Exercise aim:
Scan the following material for the string "table" and copy each line in which it appears.

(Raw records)
——————————
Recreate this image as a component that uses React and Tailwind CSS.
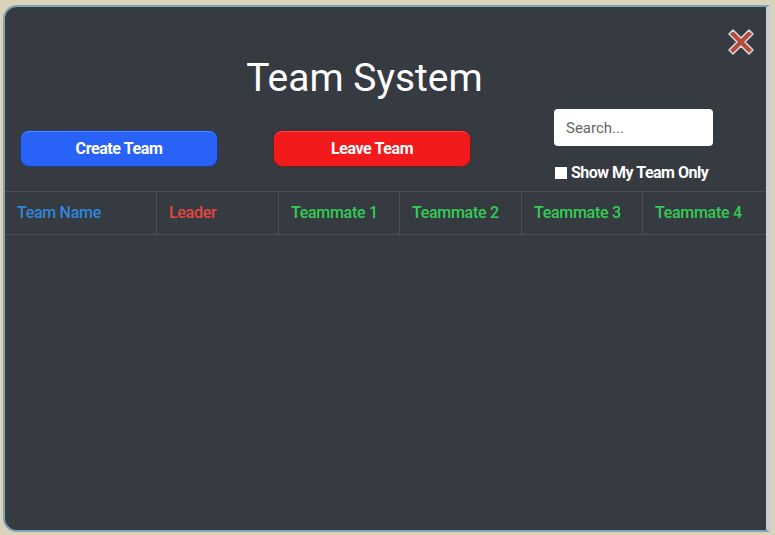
export default function App() {
  const cols = [
    { label: "Team Name", w: "w-[152px]", c: "text-[#2f86dc]" },
    { label: "Leader", w: "w-[122px]", c: "text-[#e5473e]" },
    { label: "Teammate 1", w: "w-[121px]", c: "text-[#33cc55]" },
    { label: "Teammate 2", w: "w-[122px]", c: "text-[#33cc55]" },
    { label: "Teammate 3", w: "w-[121px]", c: "text-[#33cc55]" },
    { label: "Teammate 4", w: "flex-1", c: "text-[#33cc55]" },
  ];
  return (
    <div
      className="w-[775px] h-[535px] bg-[#d9d3bb] pl-[3px] pt-[5px]"
      style={{ fontFamily: "Roboto, 'Liberation Sans', sans-serif" }}
    >
      <div className="w-[768px] h-[527px] rounded-l-[14px] rounded-r-[3px] border-2 border-[#7fa2b6] border-r-[5px] border-r-[#c9ced3] bg-[#363a41] flex flex-col overflow-hidden">
        <div className="relative h-[184px] shrink-0">
          <button className="absolute right-[10px] top-[20px] w-[30px] h-[30px]">
            <svg viewBox="0 0 30 30" width="30" height="30">
              <path
                d="M3 7 L7 3 L15 11 L23 3 L27 7 L19 15 L27 23 L23 27 L15 19 L7 27 L3 23 L11 15 Z"
                fill="#b34a3c"
                stroke="#d8d8d8"
                strokeWidth="1.6"
                strokeLinejoin="round"
              />
            </svg>
          </button>
          <div className="pt-[49px] h-[97px] text-center pr-[42px] text-white text-[39px] leading-[44px]">
            Team System
          </div>
          <div className="flex items-start pl-[15px]">
            <button className="mt-[26px] w-[198px] h-[37px] rounded-[9px] bg-[#2862f6] border border-[#1b3d8a] shadow-[inset_0_1px_0_rgba(255,255,255,0.25)] text-white font-bold text-[16px] tracking-[-0.4px]">
              Create Team
            </button>
            <button className="mt-[26px] ml-[55px] w-[198px] h-[37px] rounded-[9px] bg-[#f21a1a] border border-[#6b2020] shadow-[inset_0_1px_0_rgba(255,255,255,0.25)] text-white font-bold text-[16px] tracking-[-0.4px]">
              Leave Team
            </button>
            <div className="ml-[83px] mt-[5px] flex flex-col">
              <input
                placeholder="Search..."
                className="w-[159px] h-[37px] rounded-[4px] bg-white px-[12px] text-[15px] text-[#333] placeholder:text-[#666] outline-none"
              />
              <label className="mt-[18px] flex items-center text-white font-bold text-[16px] tracking-[-0.5px] leading-[18px]">
                <span className="w-[12px] h-[12px] bg-white mr-[4px] ml-[1px]" />
                Show My Team Only
              </label>
            </div>
          </div>
        </div>
        <div className="flex h-[44px] border-y border-[#4b5058] shrink-0">
          {cols.map((col, i) => (
            <div
              key={col.label}
              className={`${col.w} ${col.c} ${i < cols.length - 1 ? "border-r border-[#4b5058]" : ""} flex items-center pl-[12px] text-[16px] font-medium tracking-[-0.3px]`}
            >
              {col.label}
            </div>
          ))}
        </div>
        <div className="flex-1" />
      </div>
    </div>
  );
}
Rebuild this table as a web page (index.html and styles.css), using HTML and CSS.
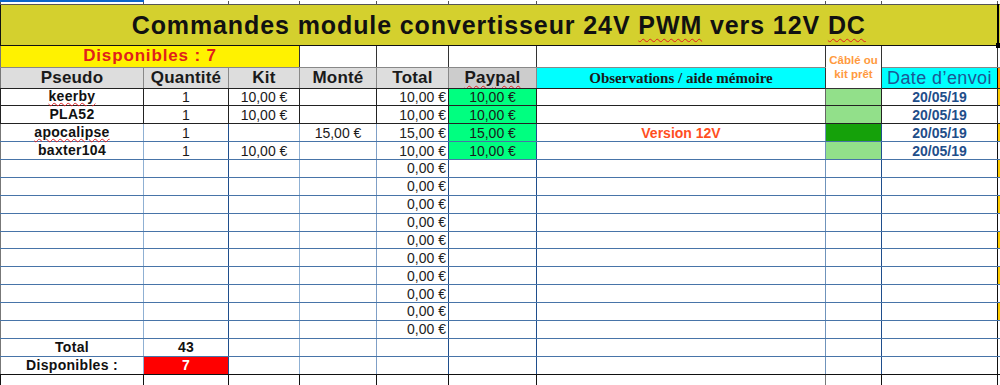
FILE: index.html
```html
<!DOCTYPE html>
<html lang="fr">
<head>
<meta charset="utf-8">
<title>Commandes module convertisseur 24V PWM vers 12V DC</title>
<link rel="stylesheet" href="styles.css">
</head>
<body>
<table class="sheet">
  <colgroup>
    <col class="c-a"><col class="c-b"><col class="c-c"><col class="c-d"><col class="c-e">
    <col class="c-f"><col class="c-g"><col class="c-h"><col class="c-i"><col class="c-j">
  </colgroup>
  <tbody>
    <tr class="strip">
      <td class="sel"></td><td></td><td></td><td></td><td></td><td></td><td></td><td></td><td></td><td></td>
    </tr>
    <tr class="title-row">
      <td colspan="9" class="title">Commandes module convertisseur 24V <span class="spell">PWM</span> vers 12V <span class="spell">DC</span></td>
      <td class="title-end"></td>
    </tr>
    <tr class="dispo-row">
      <td colspan="3" class="dispo">Disponibles : 7</td>
      <td></td><td></td><td></td><td></td>
      <td rowspan="2" class="cable-h">Câblé ou<br>kit prêt</td>
      <td></td><td></td>
    </tr>
    <tr class="head">
      <th>Pseudo</th><th>Quantité</th><th>Kit</th><th>Monté</th><th>Total</th>
      <th class="pay-h"><span class="spell">Paypal</span></th>
      <th class="obs-h">Observations / aide mémoire</th>
      <th class="date-h">Date d’envoi</th>
      <th class="edge-o"></th>
    </tr>
    <tr class="row dark">
      <td class="name"><span class="spell">keerby</span></td><td>1</td><td>10,00 €</td><td></td><td class="num">10,00 €</td>
      <td class="paid">10,00 €</td><td></td><td class="ok"></td><td class="date">20/05/19</td><td class="edge-y"></td>
    </tr>
    <tr class="row dark">
      <td class="name">PLA52</td><td>1</td><td>10,00 €</td><td></td><td class="num">10,00 €</td>
      <td class="paid">10,00 €</td><td></td><td class="ok"></td><td class="date">20/05/19</td><td></td>
    </tr>
    <tr class="row blue">
      <td class="name"><span class="spell">apocalipse</span></td><td>1</td><td></td><td>15,00 €</td><td class="num">15,00 €</td>
      <td class="paid">15,00 €</td><td class="note">Version 12V</td><td class="done"></td><td class="date">20/05/19</td><td class="edge-y"></td>
    </tr>
    <tr class="row blue">
      <td class="name">baxter104</td><td>1</td><td>10,00 €</td><td></td><td class="num">10,00 €</td>
      <td class="paid">10,00 €</td><td></td><td class="ok"></td><td class="date">20/05/19</td><td></td>
    </tr>
    <tr class="row blue"><td></td><td></td><td></td><td></td><td class="num">0,00 €</td><td></td><td></td><td></td><td></td><td class="edge-y"></td></tr>
    <tr class="row blue"><td></td><td></td><td></td><td></td><td class="num">0,00 €</td><td></td><td></td><td></td><td></td><td></td></tr>
    <tr class="row blue"><td></td><td></td><td></td><td></td><td class="num">0,00 €</td><td></td><td></td><td></td><td></td><td class="edge-y"></td></tr>
    <tr class="row blue"><td></td><td></td><td></td><td></td><td class="num">0,00 €</td><td></td><td></td><td></td><td></td><td></td></tr>
    <tr class="row blue"><td></td><td></td><td></td><td></td><td class="num">0,00 €</td><td></td><td></td><td></td><td></td><td class="edge-y"></td></tr>
    <tr class="row blue"><td></td><td></td><td></td><td></td><td class="num">0,00 €</td><td></td><td></td><td></td><td></td><td></td></tr>
    <tr class="row blue"><td></td><td></td><td></td><td></td><td class="num">0,00 €</td><td></td><td></td><td></td><td></td><td class="edge-y"></td></tr>
    <tr class="row blue"><td></td><td></td><td></td><td></td><td class="num">0,00 €</td><td></td><td></td><td></td><td></td><td></td></tr>
    <tr class="row blue"><td></td><td></td><td></td><td></td><td class="num">0,00 €</td><td></td><td></td><td></td><td></td><td class="edge-y"></td></tr>
    <tr class="row blue"><td></td><td></td><td></td><td></td><td class="num">0,00 €</td><td></td><td></td><td></td><td></td><td></td></tr>
    <tr class="row blue">
      <td class="name">Total</td><td class="name">43</td><td></td><td></td><td></td><td></td><td></td><td></td><td></td><td></td>
    </tr>
    <tr class="row blue">
      <td class="name">Disponibles :</td><td class="left">7</td><td></td><td></td><td></td><td></td><td></td><td></td><td></td><td></td>
    </tr>
    <tr class="row end">
      <td></td><td></td><td></td><td></td><td></td><td></td><td></td><td></td><td></td><td></td>
    </tr>
  </tbody>
</table>
</body>
</html>
```

FILE: styles.css
```css
* { box-sizing: border-box; }
html, body { margin: 0; padding: 0; background: #fff; overflow: hidden; }
body {
  width: 1000px;
  height: 385px;
  font-family: "Liberation Sans", Arial, sans-serif;
  font-size: 14px;
  color: #1a1a1a;
}

.sheet {
  border-collapse: collapse;
  table-layout: fixed;
  width: 1000px;
}
.c-a { width: 143px; }
.c-b { width: 85px; }
.c-c { width: 71px; }
.c-d { width: 77px; }
.c-e { width: 72px; }
.c-f { width: 88px; }
.c-g { width: 289px; }
.c-h { width: 56px; }
.c-i { width: 116px; }
.c-j { width: 3px; }

.sheet td, .sheet th {
  padding: 0 2px;
  overflow: hidden;
  white-space: nowrap;
  text-align: center;
  vertical-align: middle;
  line-height: 16px;
  border: 1px solid #333;
}
.sheet td { font-weight: normal; font-size: 14px; }
.sheet tr > :first-child { border-left-color: #777; }

.sheet .spell {
  text-decoration-line: underline;
  text-decoration-style: wavy;
  text-decoration-color: #e02020;
  text-decoration-thickness: 1px;
  text-underline-offset: 1px;
}

/* strip of the row above */
.sheet .strip { height: 3px; }
.sheet .strip td { padding: 0; border-top: 0; border-color: #555; height: 3px; }
.sheet .strip td.sel { border-top: 2px solid #0b63c9; }

/* title */
.sheet .title-row { height: 41px; }
.sheet td.title {
  position: relative;
  overflow: visible;
  background: #d4d02e;
  border: 1px solid #111;
  border-right: 2px solid #000;
  font-size: 25px;
  line-height: 28px;
  font-weight: bold;
  letter-spacing: 0.9px;
  color: #111;
}
.sheet td.title::after {
  content: "";
  position: absolute;
  right: -4px;
  bottom: -3px;
  width: 5px;
  height: 5px;
  background: #000;
}
.sheet .title .spell { text-underline-offset: 4px; }
.sheet td.title-end { background: #d4d02e; padding: 0; border-color: #d4d02e #d4d02e #555 #000; }

/* disponibles row */
.sheet .dispo-row { height: 22px; }
.sheet .dispo-row td { border-color: #333; border-bottom-color: #888; }
.sheet .dispo-row td.dispo {
  background: #fff200;
  color: #e0201c;
  font-size: 17px;
  font-weight: bold;
  letter-spacing: 0.85px;
  border-left-color: #777;
}
.sheet .dispo-row td.cable-h {
  color: #ff9a40;
  font-size: 11.5px;
  line-height: 14px;
  font-weight: bold;
  white-space: normal;
  border-bottom-color: #333;
  padding: 0;
}

/* header */
.sheet .head { height: 21px; }
.sheet .head th {
  background: #dddddd;
  border-color: #888;
  border-bottom-color: #222;
  font-size: 17px;
  line-height: 18px;
  font-weight: bold;
  letter-spacing: 0.2px;
  color: #1a1a1a;
}
.sheet .head th:first-child { border-left-color: #777; }
.sheet .head .pay-h { background: #cccccc; }
.sheet .head .spell { text-underline-offset: 2px; }
.sheet .head .obs-h {
  background: #00ffff;
  font-family: "Liberation Serif", "Times New Roman", serif;
  font-size: 15px;
  font-weight: bold;
  letter-spacing: 0;
  border-color: #888 #666 #222 #1f4e8c;
}
.sheet .head .date-h {
  background: #00ffff;
  color: #1d5794;
  font-weight: normal;
  font-size: 18px;
  letter-spacing: 0.4px;
  border-left-color: #333;
  border-right-color: #000;
}
.sheet .head .edge-o { background: #ff9a00; padding: 0; border-color: #000 #ff9a00 #222 #000; }

/* data rows */
.sheet .row { height: 17.875px; }
.sheet .row td { padding: 0 2px; }
.sheet .row.dark td { border-color: #222; }
.sheet .row.blue td { border-color: #4774a8; }
.sheet .row.blue td:nth-child(1) { border-right-color: #8fb0d3; }
.sheet .row.blue td:nth-child(2) { border-right-color: #1f4e8c; }
.sheet .row.blue td:nth-child(3) { border-right-color: #8fb0d3; }
.sheet .row.blue td:nth-child(4) { border-right-color: #7f9fc6; }
.sheet .row.blue td:nth-child(5) { border-right-color: #1f4e8c; }
.sheet .row.blue td:nth-child(6) { border-right-color: #1f4e8c; }
.sheet .row.blue td:nth-child(7) { border-right-color: #6f93bb; }
.sheet .row.blue td:nth-child(8) { border-right-color: #1f4e8c; }
.sheet .row.blue td:nth-child(9) { border-right-color: #111; }
.sheet .row.blue td:first-child { border-left-color: #777; }
.sheet .row.blue:nth-last-child(2) td { border-bottom-color: #111; }
.sheet .row td:nth-child(10) { padding: 0; border-right-color: transparent; }
.sheet .row.dark td:nth-child(7) { border-right-color: #666; }

.sheet .row.end { height: 20px; }
.sheet .row.end td { border-color: #111; border-bottom: 0; }
.sheet .row.end td:nth-child(7) { border-right-color: #777; }

.sheet td.name { font-weight: bold; color: #111; letter-spacing: 0.3px; overflow: visible; line-height: 15px; }
.sheet td.num { text-align: right; padding-right: 2px; color: #222; }
.sheet td.paid { background: #00ff80; }
.sheet td.note { color: #ff4f1f; font-weight: bold; }
.sheet td.ok { background: #92e08a; }
.sheet td.done { background: #15a10a; }
.sheet td.date { color: #1f4e8a; font-weight: bold; }
.sheet td.edge-y { background: #ffcc00; }
.sheet td.left {
  background: #ff0000;
  color: #fff;
  font-weight: bold;
}
```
——————————
Solution:
Rebuild this table as a web page (index.html and styles.css), using HTML and CSS.
<table class="sheet">
</table>
  table-layout: fixed;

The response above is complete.